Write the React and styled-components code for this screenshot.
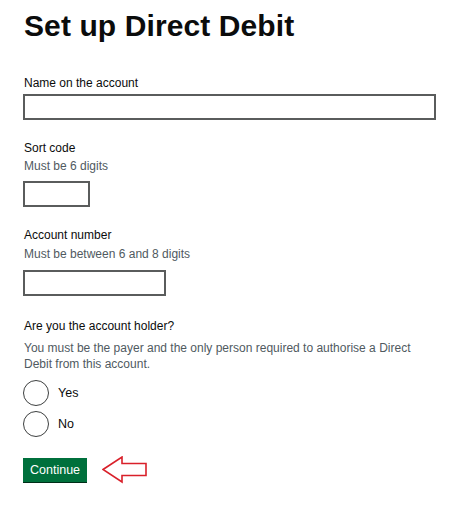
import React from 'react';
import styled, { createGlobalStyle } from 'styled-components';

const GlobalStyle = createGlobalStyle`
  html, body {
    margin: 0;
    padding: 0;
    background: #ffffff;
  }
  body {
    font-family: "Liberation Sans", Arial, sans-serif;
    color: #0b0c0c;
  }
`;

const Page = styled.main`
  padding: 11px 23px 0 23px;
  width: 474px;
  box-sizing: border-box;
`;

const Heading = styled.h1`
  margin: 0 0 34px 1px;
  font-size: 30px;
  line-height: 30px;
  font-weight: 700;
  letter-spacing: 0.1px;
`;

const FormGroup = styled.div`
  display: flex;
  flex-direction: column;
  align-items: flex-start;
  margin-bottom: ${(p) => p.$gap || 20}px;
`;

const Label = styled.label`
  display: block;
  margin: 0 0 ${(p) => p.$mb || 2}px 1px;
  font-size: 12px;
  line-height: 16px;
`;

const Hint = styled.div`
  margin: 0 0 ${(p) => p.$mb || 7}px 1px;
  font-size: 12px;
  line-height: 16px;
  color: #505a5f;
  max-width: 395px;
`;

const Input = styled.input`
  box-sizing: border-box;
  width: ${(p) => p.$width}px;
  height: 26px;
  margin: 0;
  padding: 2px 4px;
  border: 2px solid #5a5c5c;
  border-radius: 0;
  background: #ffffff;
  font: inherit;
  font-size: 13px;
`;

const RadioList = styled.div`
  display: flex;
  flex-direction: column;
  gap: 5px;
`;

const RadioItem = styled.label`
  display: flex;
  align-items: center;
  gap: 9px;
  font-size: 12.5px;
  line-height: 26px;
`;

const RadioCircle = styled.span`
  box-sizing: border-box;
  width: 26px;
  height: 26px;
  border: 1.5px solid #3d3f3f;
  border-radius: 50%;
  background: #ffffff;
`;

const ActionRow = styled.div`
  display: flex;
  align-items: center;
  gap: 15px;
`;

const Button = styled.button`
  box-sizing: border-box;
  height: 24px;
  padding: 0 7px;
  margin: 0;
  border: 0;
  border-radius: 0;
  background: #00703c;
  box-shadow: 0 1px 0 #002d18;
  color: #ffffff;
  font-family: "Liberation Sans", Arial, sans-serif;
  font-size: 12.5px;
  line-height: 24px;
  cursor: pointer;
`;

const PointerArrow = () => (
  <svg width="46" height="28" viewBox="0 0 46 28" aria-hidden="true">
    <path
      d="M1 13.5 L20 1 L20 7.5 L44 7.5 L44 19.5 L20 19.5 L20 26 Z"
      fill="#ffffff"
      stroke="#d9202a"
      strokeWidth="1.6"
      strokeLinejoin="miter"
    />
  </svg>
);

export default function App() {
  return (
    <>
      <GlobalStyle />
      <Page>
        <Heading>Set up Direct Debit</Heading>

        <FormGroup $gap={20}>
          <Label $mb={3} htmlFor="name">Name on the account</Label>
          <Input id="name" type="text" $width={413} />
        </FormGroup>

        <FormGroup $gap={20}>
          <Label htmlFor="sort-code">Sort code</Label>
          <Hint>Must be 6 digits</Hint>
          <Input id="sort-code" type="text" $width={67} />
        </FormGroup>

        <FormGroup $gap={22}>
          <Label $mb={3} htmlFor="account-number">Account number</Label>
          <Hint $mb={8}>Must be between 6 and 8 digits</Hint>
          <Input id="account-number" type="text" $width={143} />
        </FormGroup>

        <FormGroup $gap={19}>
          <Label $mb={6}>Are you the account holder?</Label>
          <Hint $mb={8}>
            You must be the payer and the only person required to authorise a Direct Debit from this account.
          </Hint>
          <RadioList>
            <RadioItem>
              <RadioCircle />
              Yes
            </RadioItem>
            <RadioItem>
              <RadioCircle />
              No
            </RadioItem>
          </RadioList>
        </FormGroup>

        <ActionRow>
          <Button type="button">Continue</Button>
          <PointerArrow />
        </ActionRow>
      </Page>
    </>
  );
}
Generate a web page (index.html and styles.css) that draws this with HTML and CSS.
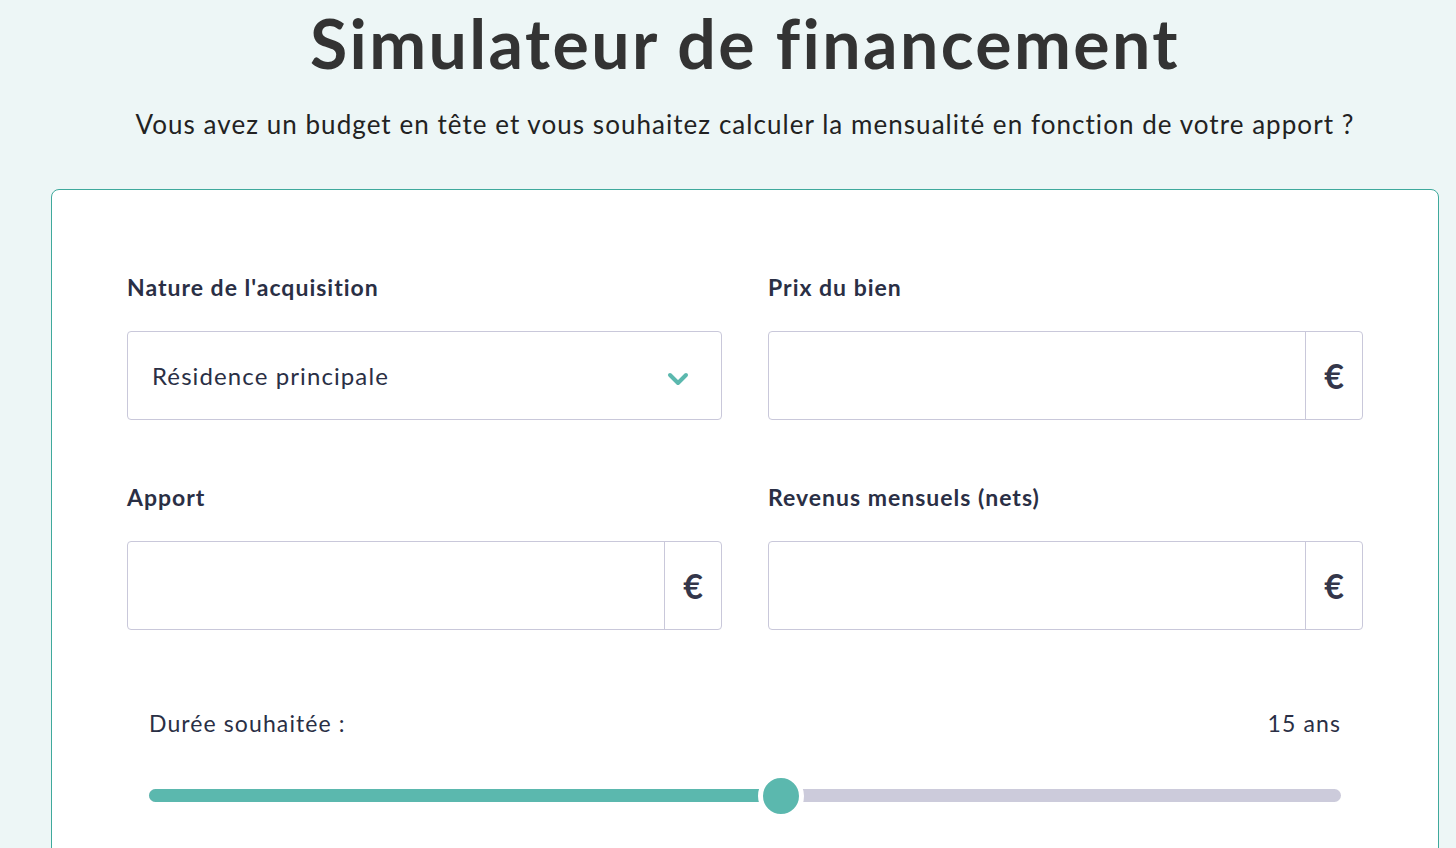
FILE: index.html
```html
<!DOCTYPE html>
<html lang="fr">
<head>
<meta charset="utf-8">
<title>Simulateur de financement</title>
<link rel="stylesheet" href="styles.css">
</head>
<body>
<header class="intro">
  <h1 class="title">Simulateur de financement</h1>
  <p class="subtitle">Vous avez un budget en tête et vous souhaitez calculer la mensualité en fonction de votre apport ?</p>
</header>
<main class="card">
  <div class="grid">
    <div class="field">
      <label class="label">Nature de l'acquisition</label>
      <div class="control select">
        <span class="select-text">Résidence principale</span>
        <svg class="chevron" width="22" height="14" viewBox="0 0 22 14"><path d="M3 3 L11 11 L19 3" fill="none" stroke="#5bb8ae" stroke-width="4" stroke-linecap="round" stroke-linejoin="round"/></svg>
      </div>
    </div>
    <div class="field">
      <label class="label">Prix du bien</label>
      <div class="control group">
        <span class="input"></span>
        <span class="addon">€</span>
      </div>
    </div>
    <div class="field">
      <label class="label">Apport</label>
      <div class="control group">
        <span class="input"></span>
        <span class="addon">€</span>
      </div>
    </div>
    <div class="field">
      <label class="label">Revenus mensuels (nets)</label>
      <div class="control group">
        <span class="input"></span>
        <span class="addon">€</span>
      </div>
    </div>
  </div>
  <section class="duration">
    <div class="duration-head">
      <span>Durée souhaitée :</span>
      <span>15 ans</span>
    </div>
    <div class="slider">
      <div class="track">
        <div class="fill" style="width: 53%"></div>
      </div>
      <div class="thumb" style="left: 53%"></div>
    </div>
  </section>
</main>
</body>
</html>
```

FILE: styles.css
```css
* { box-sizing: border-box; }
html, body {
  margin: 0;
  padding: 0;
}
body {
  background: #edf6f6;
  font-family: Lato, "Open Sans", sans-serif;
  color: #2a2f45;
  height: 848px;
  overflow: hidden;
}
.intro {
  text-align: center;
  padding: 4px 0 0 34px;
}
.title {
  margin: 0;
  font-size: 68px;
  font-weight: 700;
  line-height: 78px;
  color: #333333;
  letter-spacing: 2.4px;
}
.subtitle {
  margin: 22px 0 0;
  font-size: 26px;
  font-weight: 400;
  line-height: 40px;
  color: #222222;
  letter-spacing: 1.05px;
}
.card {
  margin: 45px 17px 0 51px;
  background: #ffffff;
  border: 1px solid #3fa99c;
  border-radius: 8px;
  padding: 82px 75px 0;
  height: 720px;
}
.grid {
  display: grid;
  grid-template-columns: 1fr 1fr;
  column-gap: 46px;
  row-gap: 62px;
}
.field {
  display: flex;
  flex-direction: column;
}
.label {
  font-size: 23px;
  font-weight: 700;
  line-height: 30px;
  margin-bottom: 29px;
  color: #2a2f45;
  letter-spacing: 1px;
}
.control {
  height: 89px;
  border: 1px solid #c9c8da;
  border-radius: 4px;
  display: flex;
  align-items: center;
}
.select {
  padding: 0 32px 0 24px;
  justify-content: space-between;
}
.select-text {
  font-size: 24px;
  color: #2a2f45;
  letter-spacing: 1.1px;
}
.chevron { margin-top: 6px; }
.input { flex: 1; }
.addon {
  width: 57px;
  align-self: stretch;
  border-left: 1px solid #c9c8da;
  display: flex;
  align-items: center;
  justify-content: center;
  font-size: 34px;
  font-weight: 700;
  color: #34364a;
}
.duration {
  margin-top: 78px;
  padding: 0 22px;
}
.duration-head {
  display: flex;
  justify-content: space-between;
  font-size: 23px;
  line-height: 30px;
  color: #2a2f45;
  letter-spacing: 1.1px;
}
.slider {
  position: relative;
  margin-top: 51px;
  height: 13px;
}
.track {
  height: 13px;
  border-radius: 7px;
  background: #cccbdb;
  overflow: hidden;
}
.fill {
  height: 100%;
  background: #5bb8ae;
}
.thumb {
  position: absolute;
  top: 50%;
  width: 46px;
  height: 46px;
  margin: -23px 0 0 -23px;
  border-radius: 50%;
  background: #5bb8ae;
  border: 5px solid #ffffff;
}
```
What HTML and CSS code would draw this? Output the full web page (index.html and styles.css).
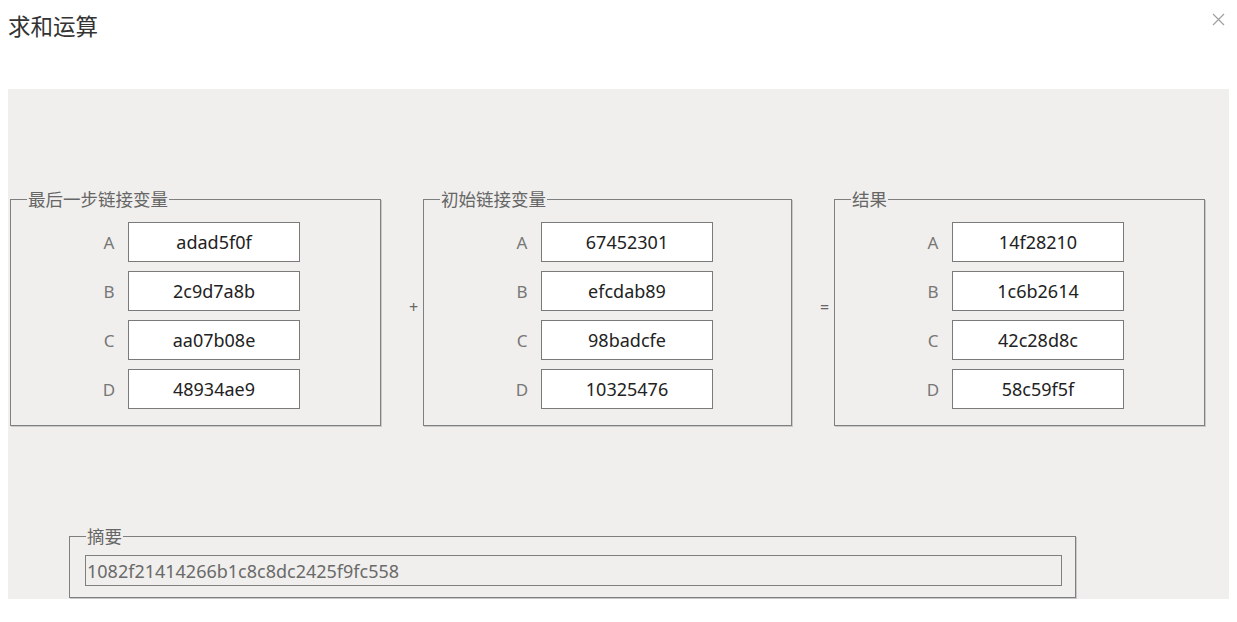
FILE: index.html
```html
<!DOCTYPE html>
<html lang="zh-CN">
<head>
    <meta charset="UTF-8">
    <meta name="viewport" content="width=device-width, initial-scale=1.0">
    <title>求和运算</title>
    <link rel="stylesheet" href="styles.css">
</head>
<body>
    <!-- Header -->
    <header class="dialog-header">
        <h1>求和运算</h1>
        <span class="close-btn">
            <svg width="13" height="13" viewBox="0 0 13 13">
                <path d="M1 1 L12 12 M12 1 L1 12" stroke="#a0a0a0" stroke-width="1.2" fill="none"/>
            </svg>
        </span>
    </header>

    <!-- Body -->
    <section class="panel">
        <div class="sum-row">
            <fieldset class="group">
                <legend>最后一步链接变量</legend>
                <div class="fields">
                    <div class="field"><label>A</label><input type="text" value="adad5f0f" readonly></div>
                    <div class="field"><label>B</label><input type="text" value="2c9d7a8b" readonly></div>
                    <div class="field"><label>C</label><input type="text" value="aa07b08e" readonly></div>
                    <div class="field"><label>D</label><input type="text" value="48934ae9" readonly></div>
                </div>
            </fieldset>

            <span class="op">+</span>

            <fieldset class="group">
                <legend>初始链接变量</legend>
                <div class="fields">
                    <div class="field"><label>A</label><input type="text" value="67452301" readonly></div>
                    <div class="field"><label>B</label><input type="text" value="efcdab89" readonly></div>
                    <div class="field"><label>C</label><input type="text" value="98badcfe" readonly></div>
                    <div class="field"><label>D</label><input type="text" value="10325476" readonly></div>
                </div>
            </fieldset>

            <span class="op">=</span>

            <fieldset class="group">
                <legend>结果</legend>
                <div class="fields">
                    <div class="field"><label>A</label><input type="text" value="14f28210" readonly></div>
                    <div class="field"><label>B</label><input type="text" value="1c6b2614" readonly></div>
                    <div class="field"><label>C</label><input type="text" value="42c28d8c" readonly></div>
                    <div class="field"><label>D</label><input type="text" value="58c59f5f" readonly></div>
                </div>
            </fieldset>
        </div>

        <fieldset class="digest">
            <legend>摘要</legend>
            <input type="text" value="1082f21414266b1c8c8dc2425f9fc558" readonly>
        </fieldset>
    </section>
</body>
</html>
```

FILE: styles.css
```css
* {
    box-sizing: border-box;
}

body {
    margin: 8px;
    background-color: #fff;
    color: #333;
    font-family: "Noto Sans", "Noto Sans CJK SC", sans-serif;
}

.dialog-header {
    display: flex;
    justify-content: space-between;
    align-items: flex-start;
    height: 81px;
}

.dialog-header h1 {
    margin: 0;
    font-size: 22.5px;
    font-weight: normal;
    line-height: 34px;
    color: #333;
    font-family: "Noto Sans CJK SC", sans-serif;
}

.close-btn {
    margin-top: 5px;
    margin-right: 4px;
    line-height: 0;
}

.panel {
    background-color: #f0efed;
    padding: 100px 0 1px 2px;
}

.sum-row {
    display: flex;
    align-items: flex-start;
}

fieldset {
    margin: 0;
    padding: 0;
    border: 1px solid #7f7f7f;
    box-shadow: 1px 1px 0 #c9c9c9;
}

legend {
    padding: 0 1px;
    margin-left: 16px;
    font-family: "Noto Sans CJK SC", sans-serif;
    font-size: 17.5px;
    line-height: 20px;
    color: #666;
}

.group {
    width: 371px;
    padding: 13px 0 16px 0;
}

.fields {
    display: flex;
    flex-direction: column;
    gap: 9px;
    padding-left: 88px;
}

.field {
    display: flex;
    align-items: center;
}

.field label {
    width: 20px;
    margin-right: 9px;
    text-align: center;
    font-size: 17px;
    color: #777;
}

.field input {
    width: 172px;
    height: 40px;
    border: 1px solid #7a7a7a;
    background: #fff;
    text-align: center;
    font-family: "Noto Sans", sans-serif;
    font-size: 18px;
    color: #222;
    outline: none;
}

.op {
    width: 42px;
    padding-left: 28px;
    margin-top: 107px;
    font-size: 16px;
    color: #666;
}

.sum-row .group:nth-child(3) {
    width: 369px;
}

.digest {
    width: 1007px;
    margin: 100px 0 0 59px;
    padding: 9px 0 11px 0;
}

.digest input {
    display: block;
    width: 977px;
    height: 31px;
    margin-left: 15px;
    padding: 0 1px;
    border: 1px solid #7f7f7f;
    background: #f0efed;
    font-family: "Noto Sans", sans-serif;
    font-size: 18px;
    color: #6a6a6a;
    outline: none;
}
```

────────────────────────────────────────

• **Exercise goal**
Copy out each line in the listing that has the word "styles".

• **Answer below**
Generate a web page (index.html and styles.css) that draws this with HTML and CSS.
<link rel="stylesheet" href="styles.css">
FILE: styles.css
What HTML and CSS code would draw this? Output the full web page (index.html and styles.css).
    <link rel="stylesheet" href="styles.css">
FILE: styles.css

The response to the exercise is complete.